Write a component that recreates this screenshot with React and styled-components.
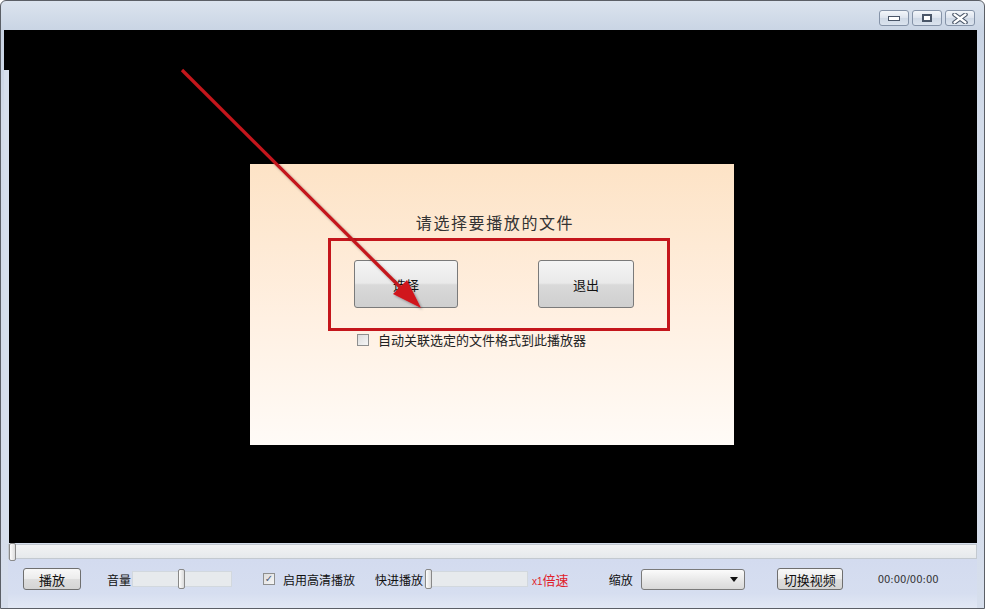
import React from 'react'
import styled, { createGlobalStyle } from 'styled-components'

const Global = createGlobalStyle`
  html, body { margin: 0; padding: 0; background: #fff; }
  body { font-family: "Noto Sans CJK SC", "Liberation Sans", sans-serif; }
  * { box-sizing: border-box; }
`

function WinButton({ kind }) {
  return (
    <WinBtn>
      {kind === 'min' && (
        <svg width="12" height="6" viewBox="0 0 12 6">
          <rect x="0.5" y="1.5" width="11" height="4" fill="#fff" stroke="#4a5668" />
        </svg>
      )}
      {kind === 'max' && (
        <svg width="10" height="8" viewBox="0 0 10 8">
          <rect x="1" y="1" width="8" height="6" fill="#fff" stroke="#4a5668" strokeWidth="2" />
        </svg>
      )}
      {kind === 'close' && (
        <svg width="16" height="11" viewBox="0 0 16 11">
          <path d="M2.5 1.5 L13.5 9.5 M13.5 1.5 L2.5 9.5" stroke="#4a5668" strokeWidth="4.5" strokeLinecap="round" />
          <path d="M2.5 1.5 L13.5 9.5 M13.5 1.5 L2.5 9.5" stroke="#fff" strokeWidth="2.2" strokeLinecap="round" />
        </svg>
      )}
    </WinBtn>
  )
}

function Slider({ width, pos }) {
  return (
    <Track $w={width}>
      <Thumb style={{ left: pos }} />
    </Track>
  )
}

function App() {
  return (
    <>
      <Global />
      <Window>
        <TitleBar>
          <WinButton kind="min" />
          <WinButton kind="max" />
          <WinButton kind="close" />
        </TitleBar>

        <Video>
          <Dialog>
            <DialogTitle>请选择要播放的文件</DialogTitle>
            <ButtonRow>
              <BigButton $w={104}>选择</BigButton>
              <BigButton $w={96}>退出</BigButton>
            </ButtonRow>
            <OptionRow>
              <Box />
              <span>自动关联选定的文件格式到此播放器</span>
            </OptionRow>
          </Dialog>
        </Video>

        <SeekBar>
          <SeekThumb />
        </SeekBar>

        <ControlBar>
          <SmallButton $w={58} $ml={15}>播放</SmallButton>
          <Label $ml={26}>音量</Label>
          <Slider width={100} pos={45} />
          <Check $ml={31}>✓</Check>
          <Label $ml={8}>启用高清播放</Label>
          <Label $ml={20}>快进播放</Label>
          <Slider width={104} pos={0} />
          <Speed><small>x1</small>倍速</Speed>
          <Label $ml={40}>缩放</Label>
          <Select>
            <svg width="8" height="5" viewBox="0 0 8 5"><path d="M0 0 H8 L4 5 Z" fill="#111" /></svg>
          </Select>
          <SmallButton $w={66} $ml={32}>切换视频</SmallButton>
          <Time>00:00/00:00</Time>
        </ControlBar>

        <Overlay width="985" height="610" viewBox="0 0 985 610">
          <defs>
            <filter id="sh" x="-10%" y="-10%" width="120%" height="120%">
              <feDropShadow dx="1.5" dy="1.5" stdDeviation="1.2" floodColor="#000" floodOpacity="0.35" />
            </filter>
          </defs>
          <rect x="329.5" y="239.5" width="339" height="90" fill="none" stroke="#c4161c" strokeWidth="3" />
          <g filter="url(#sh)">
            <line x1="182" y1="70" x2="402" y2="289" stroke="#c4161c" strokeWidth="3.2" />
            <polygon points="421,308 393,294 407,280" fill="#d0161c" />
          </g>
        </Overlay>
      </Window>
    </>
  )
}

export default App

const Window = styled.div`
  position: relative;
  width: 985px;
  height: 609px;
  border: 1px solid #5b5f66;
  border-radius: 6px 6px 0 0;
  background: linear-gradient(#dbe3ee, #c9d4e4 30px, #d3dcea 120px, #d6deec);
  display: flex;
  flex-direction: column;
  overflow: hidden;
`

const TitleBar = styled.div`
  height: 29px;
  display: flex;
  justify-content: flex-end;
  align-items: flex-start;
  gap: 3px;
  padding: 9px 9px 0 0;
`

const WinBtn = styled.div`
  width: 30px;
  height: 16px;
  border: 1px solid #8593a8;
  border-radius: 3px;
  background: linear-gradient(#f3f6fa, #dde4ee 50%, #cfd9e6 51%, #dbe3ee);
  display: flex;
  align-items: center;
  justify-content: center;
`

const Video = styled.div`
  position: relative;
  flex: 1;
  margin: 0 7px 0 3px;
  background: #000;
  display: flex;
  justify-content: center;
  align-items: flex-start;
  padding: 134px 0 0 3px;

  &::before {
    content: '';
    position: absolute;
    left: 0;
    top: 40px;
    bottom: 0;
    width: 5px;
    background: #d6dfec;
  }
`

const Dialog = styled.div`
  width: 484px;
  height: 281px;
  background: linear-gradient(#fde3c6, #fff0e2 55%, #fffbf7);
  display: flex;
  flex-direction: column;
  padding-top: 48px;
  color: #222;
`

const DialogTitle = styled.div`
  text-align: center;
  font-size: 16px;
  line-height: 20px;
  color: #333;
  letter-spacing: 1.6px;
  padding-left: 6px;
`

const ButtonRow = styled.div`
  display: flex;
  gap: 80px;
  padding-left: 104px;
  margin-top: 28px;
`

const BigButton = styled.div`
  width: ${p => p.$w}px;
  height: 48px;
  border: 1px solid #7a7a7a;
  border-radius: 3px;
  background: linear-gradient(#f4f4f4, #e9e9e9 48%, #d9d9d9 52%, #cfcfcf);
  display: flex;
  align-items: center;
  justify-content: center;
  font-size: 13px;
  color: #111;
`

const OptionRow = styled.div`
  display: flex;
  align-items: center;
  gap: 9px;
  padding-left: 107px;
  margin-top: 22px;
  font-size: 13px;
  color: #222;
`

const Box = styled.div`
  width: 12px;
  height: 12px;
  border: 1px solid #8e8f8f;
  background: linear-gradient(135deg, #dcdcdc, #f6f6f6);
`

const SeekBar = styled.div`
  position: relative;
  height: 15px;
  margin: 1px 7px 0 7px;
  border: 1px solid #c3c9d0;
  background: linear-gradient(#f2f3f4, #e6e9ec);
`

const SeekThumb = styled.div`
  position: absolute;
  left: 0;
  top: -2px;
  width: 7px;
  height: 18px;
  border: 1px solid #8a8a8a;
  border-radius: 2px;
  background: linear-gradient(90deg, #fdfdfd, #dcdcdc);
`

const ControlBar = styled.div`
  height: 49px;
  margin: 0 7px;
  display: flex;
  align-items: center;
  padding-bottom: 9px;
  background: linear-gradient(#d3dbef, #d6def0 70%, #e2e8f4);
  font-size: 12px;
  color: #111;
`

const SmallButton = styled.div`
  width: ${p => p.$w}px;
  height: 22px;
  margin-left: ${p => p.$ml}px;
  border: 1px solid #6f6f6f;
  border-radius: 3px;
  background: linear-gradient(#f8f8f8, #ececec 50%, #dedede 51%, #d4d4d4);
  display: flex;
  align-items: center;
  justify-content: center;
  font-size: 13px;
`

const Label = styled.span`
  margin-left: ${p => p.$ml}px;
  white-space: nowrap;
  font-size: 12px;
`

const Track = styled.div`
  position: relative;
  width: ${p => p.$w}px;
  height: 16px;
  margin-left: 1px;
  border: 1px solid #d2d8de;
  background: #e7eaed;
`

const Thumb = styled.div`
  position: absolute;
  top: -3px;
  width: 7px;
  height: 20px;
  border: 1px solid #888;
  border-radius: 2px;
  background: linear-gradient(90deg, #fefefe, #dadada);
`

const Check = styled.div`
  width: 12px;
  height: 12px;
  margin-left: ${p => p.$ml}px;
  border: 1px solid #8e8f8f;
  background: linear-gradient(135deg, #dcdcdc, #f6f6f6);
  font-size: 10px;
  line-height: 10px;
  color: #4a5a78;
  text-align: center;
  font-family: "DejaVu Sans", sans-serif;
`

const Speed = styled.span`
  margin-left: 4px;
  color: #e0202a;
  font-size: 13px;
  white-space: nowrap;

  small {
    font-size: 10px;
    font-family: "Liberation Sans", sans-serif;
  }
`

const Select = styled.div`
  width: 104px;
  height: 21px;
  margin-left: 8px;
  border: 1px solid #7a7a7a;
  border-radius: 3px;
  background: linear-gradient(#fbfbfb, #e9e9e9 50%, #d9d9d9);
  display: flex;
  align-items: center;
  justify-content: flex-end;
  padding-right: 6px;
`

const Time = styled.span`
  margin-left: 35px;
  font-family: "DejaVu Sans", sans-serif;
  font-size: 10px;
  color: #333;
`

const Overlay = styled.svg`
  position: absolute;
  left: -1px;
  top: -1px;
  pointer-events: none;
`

⁂

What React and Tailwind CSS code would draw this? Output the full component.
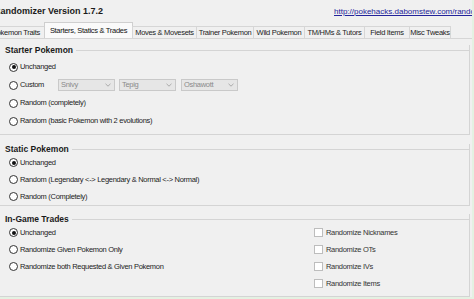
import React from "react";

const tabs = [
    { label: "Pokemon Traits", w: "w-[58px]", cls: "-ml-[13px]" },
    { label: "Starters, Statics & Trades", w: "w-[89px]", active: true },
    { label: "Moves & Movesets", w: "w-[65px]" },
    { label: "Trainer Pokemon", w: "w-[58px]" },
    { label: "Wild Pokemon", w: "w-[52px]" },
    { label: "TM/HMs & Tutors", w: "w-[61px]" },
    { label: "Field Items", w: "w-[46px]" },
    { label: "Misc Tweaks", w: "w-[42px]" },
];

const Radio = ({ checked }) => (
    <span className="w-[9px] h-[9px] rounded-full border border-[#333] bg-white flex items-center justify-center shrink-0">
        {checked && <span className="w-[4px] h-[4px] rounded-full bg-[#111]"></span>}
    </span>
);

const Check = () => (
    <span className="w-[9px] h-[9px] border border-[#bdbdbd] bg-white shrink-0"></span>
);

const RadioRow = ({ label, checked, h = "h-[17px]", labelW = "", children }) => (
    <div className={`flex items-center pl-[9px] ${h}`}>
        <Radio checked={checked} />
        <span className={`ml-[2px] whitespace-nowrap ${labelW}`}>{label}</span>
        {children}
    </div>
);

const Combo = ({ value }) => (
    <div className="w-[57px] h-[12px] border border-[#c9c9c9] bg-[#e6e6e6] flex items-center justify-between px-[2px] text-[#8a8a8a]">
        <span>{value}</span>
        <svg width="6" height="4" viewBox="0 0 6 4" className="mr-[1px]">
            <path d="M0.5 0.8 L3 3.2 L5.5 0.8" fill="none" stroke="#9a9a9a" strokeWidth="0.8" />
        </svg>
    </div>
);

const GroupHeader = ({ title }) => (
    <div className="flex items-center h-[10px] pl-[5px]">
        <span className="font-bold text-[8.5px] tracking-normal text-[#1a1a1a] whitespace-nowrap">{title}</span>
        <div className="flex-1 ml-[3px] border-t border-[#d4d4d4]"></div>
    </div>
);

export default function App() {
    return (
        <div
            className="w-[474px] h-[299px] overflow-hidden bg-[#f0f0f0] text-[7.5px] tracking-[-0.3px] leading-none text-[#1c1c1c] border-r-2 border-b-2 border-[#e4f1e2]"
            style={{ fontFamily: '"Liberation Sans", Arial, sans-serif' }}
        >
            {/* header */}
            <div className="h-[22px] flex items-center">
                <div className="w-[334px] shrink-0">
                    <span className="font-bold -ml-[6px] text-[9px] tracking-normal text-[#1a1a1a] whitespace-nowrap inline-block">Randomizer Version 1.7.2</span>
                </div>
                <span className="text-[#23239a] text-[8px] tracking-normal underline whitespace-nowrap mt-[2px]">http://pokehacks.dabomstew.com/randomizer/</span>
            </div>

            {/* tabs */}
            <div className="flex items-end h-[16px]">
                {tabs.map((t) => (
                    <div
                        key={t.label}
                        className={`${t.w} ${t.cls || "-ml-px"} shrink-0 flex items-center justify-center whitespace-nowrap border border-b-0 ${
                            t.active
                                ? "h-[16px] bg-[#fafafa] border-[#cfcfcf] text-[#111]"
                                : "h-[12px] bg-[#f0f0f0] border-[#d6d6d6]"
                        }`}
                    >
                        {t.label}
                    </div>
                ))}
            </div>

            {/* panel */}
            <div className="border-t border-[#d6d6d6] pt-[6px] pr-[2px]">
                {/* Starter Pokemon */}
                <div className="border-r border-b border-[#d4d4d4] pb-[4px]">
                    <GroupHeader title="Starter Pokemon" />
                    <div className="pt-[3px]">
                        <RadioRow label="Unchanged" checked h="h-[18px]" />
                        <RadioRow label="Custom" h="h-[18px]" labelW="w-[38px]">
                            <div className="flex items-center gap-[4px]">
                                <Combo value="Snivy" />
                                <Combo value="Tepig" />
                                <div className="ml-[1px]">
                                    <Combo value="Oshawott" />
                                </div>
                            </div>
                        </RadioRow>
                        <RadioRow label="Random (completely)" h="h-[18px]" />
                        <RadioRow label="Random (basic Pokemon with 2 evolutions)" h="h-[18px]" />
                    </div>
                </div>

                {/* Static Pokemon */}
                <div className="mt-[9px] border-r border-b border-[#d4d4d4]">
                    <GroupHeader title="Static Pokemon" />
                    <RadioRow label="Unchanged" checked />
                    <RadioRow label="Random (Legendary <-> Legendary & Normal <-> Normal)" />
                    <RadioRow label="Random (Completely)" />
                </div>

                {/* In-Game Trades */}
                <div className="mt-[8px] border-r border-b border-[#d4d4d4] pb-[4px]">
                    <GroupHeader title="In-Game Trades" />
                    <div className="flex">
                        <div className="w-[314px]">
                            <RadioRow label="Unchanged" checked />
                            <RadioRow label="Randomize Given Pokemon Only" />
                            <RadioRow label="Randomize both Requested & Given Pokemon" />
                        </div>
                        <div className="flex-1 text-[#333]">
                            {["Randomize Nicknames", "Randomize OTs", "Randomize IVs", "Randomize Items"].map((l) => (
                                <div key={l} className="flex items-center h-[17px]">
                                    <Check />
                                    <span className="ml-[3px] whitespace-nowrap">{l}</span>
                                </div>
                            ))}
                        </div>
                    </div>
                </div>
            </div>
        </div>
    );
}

⁂

Look over the listing. Pull out every line with the string "full" in it.

What React and Tailwind CSS code would draw this? Output the full component.
    <span className="w-[9px] h-[9px] rounded-full border border-[#333] bg-white flex items-center justify-center shrink-0">
        {checked && <span className="w-[4px] h-[4px] rounded-full bg-[#111]"></span>}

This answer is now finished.